» **Request**:
Records follow. Copy every line with "TypeScript".

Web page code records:
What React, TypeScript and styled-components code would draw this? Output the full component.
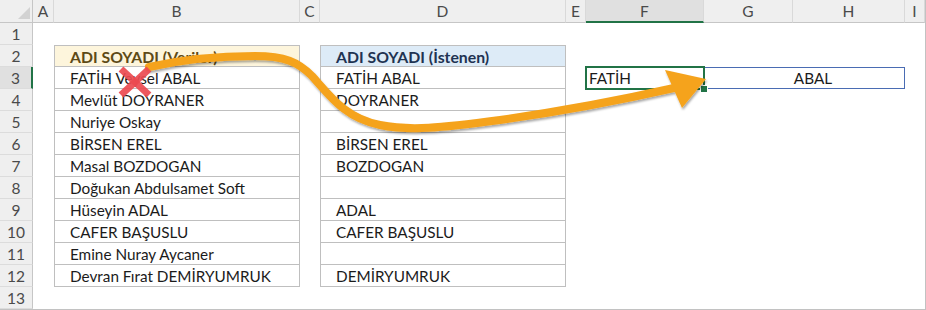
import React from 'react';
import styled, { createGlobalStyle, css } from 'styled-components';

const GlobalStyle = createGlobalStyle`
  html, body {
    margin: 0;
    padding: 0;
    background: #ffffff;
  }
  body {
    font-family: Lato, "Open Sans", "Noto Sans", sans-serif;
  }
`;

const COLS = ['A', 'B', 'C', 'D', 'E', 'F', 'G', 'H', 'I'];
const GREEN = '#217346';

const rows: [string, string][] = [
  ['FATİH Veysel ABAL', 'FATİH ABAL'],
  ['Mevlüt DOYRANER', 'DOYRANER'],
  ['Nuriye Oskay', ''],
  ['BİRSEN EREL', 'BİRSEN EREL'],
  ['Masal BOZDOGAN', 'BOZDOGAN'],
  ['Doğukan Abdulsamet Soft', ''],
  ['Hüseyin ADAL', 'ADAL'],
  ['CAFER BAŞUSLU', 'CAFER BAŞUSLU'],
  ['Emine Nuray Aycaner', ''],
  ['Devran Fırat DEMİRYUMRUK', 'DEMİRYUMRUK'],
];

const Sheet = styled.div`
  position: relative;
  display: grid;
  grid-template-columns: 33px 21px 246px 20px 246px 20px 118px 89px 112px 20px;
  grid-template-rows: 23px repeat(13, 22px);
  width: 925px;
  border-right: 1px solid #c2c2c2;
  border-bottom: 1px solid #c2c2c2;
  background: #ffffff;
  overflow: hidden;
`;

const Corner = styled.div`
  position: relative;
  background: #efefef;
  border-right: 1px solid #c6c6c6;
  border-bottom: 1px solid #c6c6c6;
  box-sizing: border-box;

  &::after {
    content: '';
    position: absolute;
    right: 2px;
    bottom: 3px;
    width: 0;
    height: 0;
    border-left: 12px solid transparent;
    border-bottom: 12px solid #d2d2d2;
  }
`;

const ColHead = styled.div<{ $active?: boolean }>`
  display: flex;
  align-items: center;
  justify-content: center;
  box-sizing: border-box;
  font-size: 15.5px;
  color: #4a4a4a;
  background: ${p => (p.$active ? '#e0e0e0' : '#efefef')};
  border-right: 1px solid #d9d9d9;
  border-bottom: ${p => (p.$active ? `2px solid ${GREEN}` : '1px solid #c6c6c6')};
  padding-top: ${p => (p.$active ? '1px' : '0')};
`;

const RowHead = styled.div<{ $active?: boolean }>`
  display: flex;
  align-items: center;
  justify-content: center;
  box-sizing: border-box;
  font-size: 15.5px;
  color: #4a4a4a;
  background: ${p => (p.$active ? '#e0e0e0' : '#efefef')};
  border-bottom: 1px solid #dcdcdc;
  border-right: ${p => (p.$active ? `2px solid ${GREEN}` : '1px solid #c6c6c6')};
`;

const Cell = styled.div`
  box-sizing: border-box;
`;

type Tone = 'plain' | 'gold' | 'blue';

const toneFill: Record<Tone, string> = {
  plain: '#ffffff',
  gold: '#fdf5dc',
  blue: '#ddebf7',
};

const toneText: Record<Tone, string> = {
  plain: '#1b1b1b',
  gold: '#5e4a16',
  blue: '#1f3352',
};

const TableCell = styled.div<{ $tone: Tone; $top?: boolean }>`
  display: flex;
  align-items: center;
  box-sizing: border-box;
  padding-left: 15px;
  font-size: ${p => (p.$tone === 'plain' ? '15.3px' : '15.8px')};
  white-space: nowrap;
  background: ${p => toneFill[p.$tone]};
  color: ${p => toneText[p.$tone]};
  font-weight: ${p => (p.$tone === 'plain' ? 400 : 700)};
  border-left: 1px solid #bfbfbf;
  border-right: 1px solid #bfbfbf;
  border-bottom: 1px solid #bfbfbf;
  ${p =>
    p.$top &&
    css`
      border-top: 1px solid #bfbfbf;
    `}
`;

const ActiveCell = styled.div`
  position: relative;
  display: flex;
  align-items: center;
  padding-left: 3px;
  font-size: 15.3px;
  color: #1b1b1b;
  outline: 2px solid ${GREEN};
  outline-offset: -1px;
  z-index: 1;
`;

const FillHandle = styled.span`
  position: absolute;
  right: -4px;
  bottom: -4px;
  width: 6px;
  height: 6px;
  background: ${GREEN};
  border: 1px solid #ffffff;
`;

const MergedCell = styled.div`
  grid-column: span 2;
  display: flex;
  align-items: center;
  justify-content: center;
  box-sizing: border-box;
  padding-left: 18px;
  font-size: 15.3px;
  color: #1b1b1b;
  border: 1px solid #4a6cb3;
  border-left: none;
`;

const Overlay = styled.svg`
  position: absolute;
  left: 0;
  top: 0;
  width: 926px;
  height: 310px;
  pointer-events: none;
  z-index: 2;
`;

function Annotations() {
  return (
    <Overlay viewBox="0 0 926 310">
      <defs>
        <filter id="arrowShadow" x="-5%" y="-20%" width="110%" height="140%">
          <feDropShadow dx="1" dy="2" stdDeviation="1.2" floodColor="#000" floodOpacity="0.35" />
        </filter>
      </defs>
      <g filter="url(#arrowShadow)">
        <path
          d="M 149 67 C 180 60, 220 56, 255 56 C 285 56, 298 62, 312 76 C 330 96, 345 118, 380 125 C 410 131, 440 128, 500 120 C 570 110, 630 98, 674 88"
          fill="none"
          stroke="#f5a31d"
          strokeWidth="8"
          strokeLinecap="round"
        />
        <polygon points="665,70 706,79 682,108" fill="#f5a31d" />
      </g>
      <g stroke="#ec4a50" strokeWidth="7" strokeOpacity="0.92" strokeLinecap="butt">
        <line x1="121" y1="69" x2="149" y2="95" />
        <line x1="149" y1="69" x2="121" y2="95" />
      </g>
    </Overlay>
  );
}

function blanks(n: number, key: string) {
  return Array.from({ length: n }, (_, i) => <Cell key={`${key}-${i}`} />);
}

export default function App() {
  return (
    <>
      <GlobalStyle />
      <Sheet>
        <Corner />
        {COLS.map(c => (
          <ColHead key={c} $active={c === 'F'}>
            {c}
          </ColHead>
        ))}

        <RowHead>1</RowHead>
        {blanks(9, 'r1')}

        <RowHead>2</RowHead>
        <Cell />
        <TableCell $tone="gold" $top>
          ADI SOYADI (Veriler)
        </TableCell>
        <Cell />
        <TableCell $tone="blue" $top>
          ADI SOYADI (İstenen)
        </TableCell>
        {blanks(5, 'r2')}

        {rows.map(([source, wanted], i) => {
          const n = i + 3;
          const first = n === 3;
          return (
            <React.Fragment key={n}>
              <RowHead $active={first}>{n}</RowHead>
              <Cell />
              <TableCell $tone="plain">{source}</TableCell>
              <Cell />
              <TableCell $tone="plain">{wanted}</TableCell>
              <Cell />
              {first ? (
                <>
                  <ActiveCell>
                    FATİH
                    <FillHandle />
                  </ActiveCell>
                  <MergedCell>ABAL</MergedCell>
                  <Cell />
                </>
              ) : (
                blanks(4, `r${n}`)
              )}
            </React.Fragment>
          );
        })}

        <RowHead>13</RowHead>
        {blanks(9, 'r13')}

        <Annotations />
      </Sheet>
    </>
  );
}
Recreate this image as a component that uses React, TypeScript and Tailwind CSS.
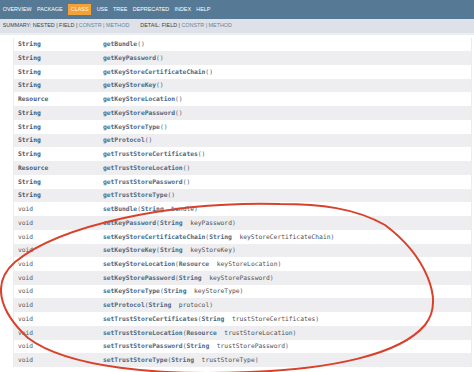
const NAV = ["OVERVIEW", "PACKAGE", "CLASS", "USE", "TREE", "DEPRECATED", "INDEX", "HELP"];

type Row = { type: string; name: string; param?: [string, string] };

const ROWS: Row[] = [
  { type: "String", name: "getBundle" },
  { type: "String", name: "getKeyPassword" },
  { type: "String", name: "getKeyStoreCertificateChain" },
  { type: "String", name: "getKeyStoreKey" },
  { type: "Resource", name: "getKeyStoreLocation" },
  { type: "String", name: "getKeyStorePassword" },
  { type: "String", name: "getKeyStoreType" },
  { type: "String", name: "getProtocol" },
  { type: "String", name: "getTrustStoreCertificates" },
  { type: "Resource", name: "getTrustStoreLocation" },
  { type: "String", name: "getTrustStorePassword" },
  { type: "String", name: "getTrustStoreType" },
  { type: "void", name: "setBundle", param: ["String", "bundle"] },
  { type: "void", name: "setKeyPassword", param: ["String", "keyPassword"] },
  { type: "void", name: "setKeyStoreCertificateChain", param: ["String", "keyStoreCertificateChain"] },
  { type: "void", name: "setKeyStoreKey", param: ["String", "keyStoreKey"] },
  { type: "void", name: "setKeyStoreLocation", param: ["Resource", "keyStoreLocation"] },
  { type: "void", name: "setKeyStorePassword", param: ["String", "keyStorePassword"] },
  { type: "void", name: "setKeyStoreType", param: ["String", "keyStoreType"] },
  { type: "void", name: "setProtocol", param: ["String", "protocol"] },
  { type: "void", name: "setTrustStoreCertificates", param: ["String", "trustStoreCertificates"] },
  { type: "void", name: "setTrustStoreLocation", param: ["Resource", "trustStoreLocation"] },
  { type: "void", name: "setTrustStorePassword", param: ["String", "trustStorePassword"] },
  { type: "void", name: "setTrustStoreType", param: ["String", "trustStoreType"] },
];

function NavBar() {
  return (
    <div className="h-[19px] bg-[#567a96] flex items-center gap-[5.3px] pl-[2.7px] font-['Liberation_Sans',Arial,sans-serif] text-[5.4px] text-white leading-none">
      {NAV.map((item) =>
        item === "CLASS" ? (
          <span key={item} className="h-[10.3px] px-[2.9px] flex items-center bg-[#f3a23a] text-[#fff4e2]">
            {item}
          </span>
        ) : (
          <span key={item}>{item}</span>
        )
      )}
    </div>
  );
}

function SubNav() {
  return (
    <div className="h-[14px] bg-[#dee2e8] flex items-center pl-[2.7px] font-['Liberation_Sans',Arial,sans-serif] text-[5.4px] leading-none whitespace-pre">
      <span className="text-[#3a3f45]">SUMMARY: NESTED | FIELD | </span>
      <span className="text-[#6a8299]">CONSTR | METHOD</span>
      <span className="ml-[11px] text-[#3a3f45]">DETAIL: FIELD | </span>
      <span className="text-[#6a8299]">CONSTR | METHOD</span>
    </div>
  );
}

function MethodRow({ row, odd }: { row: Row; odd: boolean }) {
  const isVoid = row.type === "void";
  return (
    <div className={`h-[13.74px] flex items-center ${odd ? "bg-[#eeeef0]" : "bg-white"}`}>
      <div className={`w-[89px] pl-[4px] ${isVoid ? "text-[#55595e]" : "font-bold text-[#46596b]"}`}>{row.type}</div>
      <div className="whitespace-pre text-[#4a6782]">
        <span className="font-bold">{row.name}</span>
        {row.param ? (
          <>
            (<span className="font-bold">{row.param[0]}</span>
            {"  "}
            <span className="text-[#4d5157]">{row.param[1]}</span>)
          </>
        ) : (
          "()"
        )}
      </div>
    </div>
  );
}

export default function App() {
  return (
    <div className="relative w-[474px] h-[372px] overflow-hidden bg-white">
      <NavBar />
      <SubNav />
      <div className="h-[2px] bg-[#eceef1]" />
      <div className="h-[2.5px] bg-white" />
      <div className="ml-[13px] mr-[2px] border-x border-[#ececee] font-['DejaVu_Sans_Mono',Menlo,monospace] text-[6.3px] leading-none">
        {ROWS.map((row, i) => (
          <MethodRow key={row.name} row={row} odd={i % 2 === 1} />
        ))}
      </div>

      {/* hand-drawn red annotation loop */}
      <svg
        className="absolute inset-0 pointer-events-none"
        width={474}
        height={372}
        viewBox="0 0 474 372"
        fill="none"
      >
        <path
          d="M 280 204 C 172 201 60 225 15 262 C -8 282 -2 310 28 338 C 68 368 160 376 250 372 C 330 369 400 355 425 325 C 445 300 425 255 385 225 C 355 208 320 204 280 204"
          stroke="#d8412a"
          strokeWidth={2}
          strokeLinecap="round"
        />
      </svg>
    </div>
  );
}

» **Response below**:
What React, TypeScript and styled-components code would draw this? Output the full component.
Recreate this image as a component that uses React, TypeScript and Tailwind CSS.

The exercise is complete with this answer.